Jon Levy, professor and chair of the Department of Environmental Health at Boston University's School of Public Health went viral last week on Twitter for wearing a N-95 mask in his office while he was on a Zoom call.
Then he went viral again among the Covid-forever types when he tweeted out an insanely long thread to justify his unreasonable neurosis.
You can read it all, it's 21 tweets long and mostly just repeating talking points of Covid obsessed people who rationalize their continued fearful behavior.
(You're killing the ocean creatures with your expensive habits, Jon)
But here's the ACTUAL crazy thing. Our taxpayer-funded National Public Radio interviewed him in order to try to lend some sort of credibility to this Covid crazy.
To truly understand the insanity, I suggest listening to the interview, but I'll examine the transcript for you here and explain just why everything he says is, indeed, insane.
PFEIFFER: At BU, where you work, wearing a mask is optional, but you were doing it anyway, even on a video call in virtual isolation. Why take that extreme level of precaution?
LEVY: Even though I was on a video call, obviously, I was in a physical space, which is my office, and it shares air with other offices and with the bathrooms that are just across the hall from my office. It's important, I think, to remember that COVID is transmitted through the air, and it can linger for a long time. As I mentioned on Twitter, you know, I have a spouse who treats COVID patients. I have kids who are in schools where masking is optional. And so I could be a source at any point in time to my department. And, of course, there are other people, students and faculty, who could be sources to me. And so wearing a mask protects me from others and protects others from me.
Okay, so after this answer, a serious interviewer's follow-up question would be to ask WHY he thinks he could spread Covid even through the walls and the air duct systems.
A serious interviewer would ask "what's your evidence for masking being effective?"
But that's not what we get.
PFEIFFER: Someone screenshotted a picture of you in your mask and shared it with other people. And it sounds like there was some pretty extreme feedback. What kind of reactions did you get?
LEVY: So the the context was on a Zoom to discuss the potential need for more public health protections. And I think some people saw the fact that I was wearing a mask on the Zoom and thought that that was some sort of signal, an attempt to frighten people or virtue signal or just some sense that I was not approaching this in a fair-minded way. And so I think that, you know, the image was shared to sort of perhaps undermine my argument or say that I was, you know, going over the top with COVID.
Next, our taxpayer-funded media doesn't ask him a question about his reasoning, they just let him make his case without any evidence and then ask him what it's like being a victim of online hate.
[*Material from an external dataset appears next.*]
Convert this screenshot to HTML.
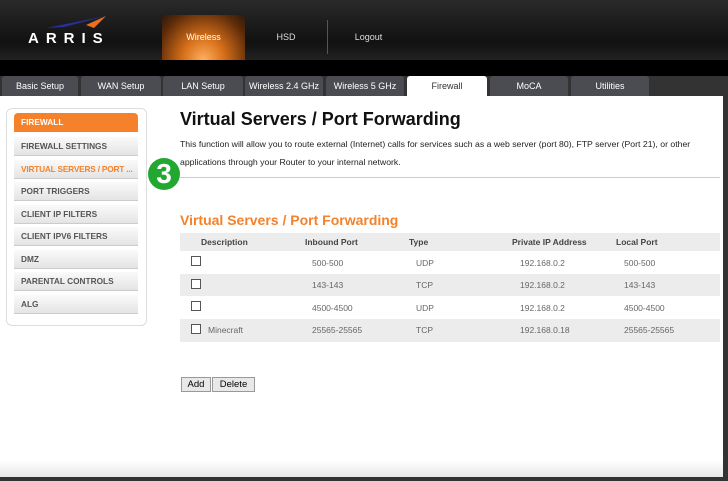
<!DOCTYPE html>
<html><head><style>
*{margin:0;padding:0;box-sizing:border-box}
body{width:728px;height:481px;overflow:hidden;background:#fff;font-family:"Liberation Sans",Arial,sans-serif;position:relative}
.abs{position:absolute}
.hdr{left:0;top:0;width:728px;height:60px;background:linear-gradient(#2a2a2a,#111 70%,#222)}
.band{left:0;top:60px;width:728px;height:16px;background:#000}
.tabrow{left:0;top:76px;width:728px;height:20px;background:#333}
.tab{position:absolute;top:76px;height:20px;background:#4a4c52;color:#fff;font-size:9px;text-align:center;line-height:21px;border-radius:3px 3px 0 0}
.tab.on{background:#fff;color:#333}
.nav{position:absolute;top:15px;height:44px;color:#ddd;font-size:9px;text-align:center;line-height:44px}
.side{left:6px;top:108px;width:141px;height:218px;border:1px solid #ddd;border-radius:6px;background:#fff}
.it{position:absolute;left:14px;width:124px;height:19px;background:linear-gradient(#fafafa,#e4e4e4);border-bottom:1px solid #ccc;font-size:8.3px;font-weight:bold;color:#555;line-height:19px;padding-left:7px;white-space:nowrap;overflow:hidden}
.tr{position:absolute;left:180px;width:540px;font-size:8.5px;color:#666}
.tr span{position:absolute}
.cb{position:absolute;left:11px;width:10px;height:10px;border:1px solid #555;background:#fff}
</style></head><body>
<div class="abs hdr"></div>
<div class="abs" style="left:162px;top:15px;width:83px;height:45px;background:radial-gradient(ellipse at 50% 100%,#ffb060 0%,#d8701a 35%,#5a2a08 80%,#2a1a10 100%)"></div>
<div class="nav" style="left:162px;width:83px;color:#fff">Wireless</div>
<div class="nav" style="left:245px;width:82px">HSD</div>
<div class="abs" style="left:327px;top:20px;width:1px;height:34px;background:#555"></div>
<div class="nav" style="left:327px;width:83px">Logout</div>
<svg class="abs" style="left:44px;top:14px" width="64" height="16"><path d="M2 14 L62 2 L20 13 Z" fill="#2a2fa0"/><path d="M42 11 L62 2 L50 14 Z" fill="#e87020"/></svg>
<div class="abs" style="left:28px;top:30px;color:#fff;font-size:15px;font-weight:bold;letter-spacing:7px">ARRIS</div>
<div class="abs band"></div>
<div class="abs tabrow"></div>
<div class="tab" style="left:2px;width:76px">Basic Setup</div>
<div class="tab" style="left:81px;width:80px">WAN Setup</div>
<div class="tab" style="left:163px;width:80px">LAN Setup</div>
<div class="tab" style="left:245px;width:78px">Wireless 2.4 GHz</div>
<div class="tab" style="left:326px;width:78px">Wireless 5 GHz</div>
<div class="tab on" style="left:407px;width:80px">Firewall</div>
<div class="tab" style="left:490px;width:78px">MoCA</div>
<div class="tab" style="left:571px;width:78px">Utilities</div>
<div class="abs" style="left:723px;top:96px;width:5px;height:385px;background:#333"></div>
<div class="abs" style="left:0;top:460px;width:723px;height:17px;background:linear-gradient(#fff,#e8e8e8)"></div>
<div class="abs" style="left:0;top:477px;width:728px;height:4px;background:#333"></div>
<div class="abs side"></div>
<div class="it" style="top:113px;background:#f5822a;color:#fff;border-radius:4px 4px 0 0;border:none">FIREWALL</div>
<div class="it" style="top:137px">FIREWALL SETTINGS</div>
<div class="it" style="top:160px;color:#f5822a;letter-spacing:-0.2px">VIRTUAL SERVERS / PORT ...</div>
<div class="it" style="top:182px">PORT TRIGGERS</div>
<div class="it" style="top:205px">CLIENT IP FILTERS</div>
<div class="it" style="top:227px">CLIENT IPV6 FILTERS</div>
<div class="it" style="top:250px">DMZ</div>
<div class="it" style="top:272px">PARENTAL CONTROLS</div>
<div class="it" style="top:295px">ALG</div>
<div class="abs" style="left:148px;top:158px;width:32px;height:32px;border-radius:50%;background:#22a830;color:#fff;font-size:28px;font-weight:bold;text-align:center;line-height:32px">3</div>
<div class="abs" style="left:180px;top:109px;font-size:18px;font-weight:bold;color:#111">Virtual Servers / Port Forwarding</div>
<div class="abs" style="left:180px;top:135px;width:545px;font-size:8.7px;line-height:18px;color:#222">This function will allow you to route external (Internet) calls for services such as a web server (port 80), FTP server (Port 21), or other applications through your Router to your internal network.</div>
<div class="abs" style="left:180px;top:177px;width:540px;height:1px;background:#ccc"></div>
<div class="abs" style="left:180px;top:212px;font-size:14px;font-weight:bold;color:#f5822a">Virtual Servers / Port Forwarding</div>
<div class="tr" style="top:233px;height:18px;background:#ececec;font-weight:bold;color:#444"><span style="left:21px;top:4px">Description</span><span style="left:125px;top:4px">Inbound Port</span><span style="left:229px;top:4px">Type</span><span style="left:332px;top:4px">Private IP Address</span><span style="left:436px;top:4px">Local Port</span></div>
<div class="tr" style="top:251px;height:23px"><div class="cb" style="top:5px"></div><span style="left:132px;top:7px">500-500</span><span style="left:236px;top:7px">UDP</span><span style="left:340px;top:7px">192.168.0.2</span><span style="left:444px;top:7px">500-500</span></div>
<div class="tr" style="top:274px;height:22px;background:#ececec"><div class="cb" style="top:5px"></div><span style="left:132px;top:6px">143-143</span><span style="left:236px;top:6px">TCP</span><span style="left:340px;top:6px">192.168.0.2</span><span style="left:444px;top:6px">143-143</span></div>
<div class="tr" style="top:296px;height:23px"><div class="cb" style="top:5px"></div><span style="left:132px;top:7px">4500-4500</span><span style="left:236px;top:7px">UDP</span><span style="left:340px;top:7px">192.168.0.2</span><span style="left:444px;top:7px">4500-4500</span></div>
<div class="tr" style="top:319px;height:23px;background:#ececec"><div class="cb" style="top:5px"></div><span style="left:28px;top:6px">Minecraft</span><span style="left:132px;top:6px">25565-25565</span><span style="left:236px;top:6px">TCP</span><span style="left:340px;top:6px">192.168.0.18</span><span style="left:444px;top:6px">25565-25565</span></div>
<div class="abs" style="left:181px;top:377px;width:30px;height:15px;border:1px solid #999;background:#e8e8e8;font-size:9.5px;text-align:center;line-height:13px">Add</div>
<div class="abs" style="left:212px;top:377px;width:43px;height:15px;border:1px solid #999;background:#e8e8e8;font-size:9.5px;text-align:center;line-height:13px">Delete</div>
</body></html>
(AND WHAT ABOUT THE OCEAN CREATURES DYING FROM ALL THOSE MASKS? C'MON, NPR!)
Maybe this is controversial, but it's okay to think someone wearing a mask alone in a room is acting extremely illogically. Why aren't we asking him why his extreme measures contradict even the most strict CDC recommendations?
Levy goes on to explain how it's not a big deal to wear a mask alone in a room. It seems like Covid mania has affected his brain and broken him.
These people cannot go back to normal. They are completely sold on masking forever.